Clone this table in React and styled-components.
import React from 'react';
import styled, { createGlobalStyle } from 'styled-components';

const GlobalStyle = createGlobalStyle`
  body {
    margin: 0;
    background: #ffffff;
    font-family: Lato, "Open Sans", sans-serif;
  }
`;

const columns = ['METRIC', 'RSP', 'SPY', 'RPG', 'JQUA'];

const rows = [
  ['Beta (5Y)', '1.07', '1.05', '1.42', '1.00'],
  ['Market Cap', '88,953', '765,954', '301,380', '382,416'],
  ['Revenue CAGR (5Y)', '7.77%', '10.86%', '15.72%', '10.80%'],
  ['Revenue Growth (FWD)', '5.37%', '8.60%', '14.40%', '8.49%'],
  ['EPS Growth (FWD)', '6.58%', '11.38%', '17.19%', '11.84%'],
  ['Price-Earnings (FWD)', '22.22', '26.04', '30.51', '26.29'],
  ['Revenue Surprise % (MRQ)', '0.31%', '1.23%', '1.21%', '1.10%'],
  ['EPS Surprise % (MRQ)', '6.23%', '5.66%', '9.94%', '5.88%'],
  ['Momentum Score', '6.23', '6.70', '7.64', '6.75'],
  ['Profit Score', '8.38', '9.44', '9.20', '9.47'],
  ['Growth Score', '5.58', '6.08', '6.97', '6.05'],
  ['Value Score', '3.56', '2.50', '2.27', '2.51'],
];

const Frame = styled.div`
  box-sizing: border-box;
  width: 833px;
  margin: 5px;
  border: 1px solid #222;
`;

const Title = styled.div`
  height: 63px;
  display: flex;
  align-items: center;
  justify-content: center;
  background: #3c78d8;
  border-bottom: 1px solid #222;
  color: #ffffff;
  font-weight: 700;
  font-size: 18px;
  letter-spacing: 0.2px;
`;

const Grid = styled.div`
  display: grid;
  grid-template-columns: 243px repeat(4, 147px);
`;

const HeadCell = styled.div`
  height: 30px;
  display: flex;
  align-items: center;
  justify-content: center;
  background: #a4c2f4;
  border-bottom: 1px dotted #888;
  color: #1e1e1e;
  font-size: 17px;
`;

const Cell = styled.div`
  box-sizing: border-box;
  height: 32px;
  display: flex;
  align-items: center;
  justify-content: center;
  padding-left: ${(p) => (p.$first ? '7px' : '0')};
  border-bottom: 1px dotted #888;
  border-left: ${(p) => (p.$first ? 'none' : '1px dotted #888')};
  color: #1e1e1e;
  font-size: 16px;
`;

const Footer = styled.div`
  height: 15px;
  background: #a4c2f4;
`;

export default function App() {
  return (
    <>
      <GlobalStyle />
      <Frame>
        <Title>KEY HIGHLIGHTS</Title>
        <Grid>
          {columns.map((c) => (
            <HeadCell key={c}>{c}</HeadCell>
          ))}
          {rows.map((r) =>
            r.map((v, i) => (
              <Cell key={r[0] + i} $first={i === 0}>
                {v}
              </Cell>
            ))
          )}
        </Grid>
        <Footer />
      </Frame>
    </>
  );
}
- - - - - - -
● YOUR GOAL
Look over the listing. Pull out every line with the string "components" in it.

● SOLUTION FOR THIS TASK
Clone this table in React and styled-components.
import styled, { createGlobalStyle } from 'styled-components';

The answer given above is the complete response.